» EXERCISE DETAILS:
Wherever a line holds the word "React", copy that line out.

» EXTRACTED ENTRIES:
— BEGIN —

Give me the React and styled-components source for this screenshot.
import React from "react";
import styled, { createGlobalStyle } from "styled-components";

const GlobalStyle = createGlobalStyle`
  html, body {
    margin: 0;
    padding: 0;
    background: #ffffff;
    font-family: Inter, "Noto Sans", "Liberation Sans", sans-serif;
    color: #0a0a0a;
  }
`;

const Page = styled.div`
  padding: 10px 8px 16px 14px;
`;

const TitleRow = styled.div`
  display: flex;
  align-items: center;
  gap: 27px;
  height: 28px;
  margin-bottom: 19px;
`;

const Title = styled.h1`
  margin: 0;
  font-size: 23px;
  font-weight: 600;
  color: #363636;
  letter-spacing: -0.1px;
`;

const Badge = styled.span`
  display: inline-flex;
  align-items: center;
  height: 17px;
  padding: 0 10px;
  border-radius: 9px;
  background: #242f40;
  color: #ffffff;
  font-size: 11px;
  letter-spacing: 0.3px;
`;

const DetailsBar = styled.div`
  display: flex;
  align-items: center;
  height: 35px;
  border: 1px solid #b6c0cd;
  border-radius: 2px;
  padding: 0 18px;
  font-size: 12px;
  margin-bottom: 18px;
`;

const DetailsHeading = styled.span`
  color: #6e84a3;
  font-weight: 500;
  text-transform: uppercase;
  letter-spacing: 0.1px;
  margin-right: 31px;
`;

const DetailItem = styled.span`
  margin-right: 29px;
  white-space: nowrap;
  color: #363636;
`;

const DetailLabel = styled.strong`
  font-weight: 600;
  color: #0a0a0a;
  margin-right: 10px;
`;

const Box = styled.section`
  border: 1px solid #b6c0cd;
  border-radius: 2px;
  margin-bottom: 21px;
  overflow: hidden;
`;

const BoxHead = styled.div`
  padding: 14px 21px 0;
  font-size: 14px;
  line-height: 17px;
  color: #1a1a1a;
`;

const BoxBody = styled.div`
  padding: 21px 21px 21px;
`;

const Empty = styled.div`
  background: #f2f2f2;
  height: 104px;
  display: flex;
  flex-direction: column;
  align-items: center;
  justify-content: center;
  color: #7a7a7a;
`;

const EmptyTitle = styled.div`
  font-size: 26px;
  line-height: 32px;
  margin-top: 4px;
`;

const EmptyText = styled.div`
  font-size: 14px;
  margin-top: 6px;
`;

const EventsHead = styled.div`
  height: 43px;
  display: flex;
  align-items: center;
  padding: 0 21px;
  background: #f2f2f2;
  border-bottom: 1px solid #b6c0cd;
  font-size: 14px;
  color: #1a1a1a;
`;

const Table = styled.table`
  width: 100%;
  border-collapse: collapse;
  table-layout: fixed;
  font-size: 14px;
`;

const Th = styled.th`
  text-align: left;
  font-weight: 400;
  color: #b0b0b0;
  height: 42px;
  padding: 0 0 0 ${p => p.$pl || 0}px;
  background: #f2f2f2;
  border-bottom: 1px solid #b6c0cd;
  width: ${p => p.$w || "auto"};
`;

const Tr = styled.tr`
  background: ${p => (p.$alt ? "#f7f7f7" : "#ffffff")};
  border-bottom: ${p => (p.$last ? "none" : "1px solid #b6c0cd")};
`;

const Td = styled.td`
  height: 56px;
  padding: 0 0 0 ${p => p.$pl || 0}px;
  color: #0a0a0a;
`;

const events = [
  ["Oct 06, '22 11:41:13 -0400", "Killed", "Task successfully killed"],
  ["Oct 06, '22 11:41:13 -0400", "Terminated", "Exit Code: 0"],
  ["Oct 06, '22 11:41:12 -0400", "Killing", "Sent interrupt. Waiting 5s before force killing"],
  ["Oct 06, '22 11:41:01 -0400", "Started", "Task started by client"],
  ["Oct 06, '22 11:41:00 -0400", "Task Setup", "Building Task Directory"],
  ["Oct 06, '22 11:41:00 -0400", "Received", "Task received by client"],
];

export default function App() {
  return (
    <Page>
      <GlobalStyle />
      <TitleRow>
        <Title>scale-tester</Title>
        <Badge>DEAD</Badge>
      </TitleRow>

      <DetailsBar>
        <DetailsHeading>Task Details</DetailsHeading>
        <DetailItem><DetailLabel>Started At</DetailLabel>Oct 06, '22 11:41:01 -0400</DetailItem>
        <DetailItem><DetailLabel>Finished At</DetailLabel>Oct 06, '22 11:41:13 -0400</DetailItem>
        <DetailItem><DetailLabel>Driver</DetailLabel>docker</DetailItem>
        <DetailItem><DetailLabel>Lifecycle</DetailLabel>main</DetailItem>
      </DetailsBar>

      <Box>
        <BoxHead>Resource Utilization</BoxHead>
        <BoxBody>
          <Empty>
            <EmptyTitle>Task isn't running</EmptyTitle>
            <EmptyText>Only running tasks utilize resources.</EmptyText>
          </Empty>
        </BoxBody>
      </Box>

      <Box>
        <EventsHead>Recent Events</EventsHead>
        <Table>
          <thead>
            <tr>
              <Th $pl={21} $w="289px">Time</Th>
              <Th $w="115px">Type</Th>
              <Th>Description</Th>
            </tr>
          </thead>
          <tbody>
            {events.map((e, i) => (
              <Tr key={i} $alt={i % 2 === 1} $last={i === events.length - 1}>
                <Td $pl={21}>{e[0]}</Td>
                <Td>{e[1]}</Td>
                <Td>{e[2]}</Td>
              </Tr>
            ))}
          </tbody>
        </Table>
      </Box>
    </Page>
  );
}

— END —
— BEGIN —

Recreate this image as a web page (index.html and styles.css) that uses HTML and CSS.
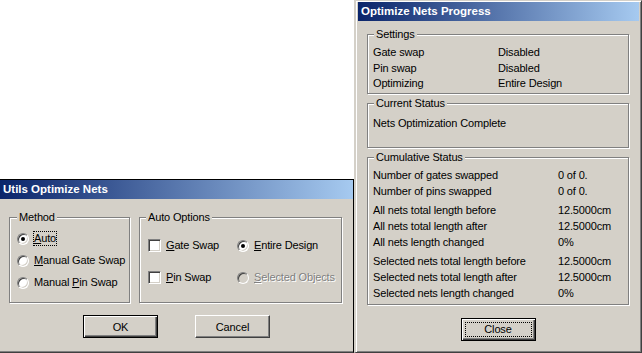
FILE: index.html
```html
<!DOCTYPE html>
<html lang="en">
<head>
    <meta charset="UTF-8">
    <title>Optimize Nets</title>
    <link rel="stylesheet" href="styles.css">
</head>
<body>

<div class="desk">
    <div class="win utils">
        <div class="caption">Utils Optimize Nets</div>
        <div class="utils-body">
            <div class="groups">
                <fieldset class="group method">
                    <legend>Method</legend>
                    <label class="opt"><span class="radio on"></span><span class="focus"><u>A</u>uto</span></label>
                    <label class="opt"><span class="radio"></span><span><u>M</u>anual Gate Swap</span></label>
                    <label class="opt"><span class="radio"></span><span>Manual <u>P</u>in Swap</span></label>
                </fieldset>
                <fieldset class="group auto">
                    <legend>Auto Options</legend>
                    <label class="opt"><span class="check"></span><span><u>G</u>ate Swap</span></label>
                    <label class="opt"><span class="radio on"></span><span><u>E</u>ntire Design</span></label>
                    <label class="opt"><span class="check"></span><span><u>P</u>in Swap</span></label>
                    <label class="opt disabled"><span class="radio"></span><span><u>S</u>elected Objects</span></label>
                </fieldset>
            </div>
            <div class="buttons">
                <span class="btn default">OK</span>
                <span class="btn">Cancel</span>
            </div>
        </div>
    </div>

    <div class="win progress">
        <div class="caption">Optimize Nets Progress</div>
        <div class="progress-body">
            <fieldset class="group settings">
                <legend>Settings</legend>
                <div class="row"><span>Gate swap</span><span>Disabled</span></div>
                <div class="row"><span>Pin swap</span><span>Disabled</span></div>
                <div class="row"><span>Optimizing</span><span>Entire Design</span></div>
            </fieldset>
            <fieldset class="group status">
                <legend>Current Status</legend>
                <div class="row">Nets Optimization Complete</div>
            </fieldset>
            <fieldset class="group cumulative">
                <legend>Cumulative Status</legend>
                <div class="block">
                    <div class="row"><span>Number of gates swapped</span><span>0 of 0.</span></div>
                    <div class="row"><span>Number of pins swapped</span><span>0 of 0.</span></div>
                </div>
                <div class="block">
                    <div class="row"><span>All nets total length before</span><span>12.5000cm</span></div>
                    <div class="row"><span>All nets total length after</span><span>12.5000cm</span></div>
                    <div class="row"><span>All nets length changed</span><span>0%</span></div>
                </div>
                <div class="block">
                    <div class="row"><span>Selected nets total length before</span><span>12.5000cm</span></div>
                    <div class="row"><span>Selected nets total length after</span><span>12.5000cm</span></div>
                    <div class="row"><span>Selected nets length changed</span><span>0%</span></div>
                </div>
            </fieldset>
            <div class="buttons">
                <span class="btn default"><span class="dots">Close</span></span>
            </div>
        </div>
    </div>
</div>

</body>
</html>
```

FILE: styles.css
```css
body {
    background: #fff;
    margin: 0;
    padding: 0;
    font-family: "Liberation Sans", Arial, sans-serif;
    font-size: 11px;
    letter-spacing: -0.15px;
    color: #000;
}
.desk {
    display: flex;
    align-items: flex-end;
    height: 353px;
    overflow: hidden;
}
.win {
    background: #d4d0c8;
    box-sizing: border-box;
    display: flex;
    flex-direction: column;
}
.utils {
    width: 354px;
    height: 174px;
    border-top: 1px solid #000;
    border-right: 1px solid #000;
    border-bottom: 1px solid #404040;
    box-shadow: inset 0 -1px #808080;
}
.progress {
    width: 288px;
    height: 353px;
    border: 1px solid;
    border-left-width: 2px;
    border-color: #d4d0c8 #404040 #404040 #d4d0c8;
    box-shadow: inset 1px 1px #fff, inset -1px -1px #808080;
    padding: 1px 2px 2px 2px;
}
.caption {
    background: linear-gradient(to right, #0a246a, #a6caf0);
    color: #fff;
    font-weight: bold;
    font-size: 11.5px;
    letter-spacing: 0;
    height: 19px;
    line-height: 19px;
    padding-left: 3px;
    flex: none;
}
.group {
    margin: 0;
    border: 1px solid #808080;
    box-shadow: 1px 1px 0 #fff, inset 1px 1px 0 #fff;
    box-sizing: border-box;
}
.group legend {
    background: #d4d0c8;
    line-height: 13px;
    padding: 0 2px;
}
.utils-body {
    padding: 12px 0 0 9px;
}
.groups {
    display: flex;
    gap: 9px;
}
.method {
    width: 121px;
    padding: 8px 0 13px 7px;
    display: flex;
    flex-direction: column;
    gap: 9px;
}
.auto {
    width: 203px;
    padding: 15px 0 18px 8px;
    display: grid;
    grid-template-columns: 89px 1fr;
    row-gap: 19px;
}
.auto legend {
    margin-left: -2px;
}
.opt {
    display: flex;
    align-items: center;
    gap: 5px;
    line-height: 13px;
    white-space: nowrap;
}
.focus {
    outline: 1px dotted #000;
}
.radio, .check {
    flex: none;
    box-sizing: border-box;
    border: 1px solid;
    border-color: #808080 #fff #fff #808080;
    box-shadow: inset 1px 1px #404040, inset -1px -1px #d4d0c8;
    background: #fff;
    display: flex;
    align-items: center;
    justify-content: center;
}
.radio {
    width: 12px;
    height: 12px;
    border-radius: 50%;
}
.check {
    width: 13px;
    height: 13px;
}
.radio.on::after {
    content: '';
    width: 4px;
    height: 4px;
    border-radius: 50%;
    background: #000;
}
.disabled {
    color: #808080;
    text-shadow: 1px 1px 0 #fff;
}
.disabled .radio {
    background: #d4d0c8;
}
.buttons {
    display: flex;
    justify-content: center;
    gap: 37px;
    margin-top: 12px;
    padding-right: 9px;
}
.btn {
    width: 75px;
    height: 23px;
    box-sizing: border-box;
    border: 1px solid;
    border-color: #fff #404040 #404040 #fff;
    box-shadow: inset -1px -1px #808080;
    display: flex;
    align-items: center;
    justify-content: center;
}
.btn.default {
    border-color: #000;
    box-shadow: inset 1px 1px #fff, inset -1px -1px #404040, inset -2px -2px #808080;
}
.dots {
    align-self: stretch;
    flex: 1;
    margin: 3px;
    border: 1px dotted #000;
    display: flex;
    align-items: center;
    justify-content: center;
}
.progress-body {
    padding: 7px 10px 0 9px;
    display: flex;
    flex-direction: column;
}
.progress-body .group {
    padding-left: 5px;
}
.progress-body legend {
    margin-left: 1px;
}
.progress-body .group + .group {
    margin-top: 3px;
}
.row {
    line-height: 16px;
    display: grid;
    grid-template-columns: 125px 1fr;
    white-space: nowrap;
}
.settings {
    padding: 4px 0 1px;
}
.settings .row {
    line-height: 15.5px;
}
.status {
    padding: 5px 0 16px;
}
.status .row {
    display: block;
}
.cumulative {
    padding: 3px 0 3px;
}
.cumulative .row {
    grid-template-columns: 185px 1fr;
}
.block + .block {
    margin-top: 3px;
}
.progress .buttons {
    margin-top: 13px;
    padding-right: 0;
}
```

— END —

» RESULT FOR THIS TASK:
Give me the React and styled-components source for this screenshot.
import React from "react";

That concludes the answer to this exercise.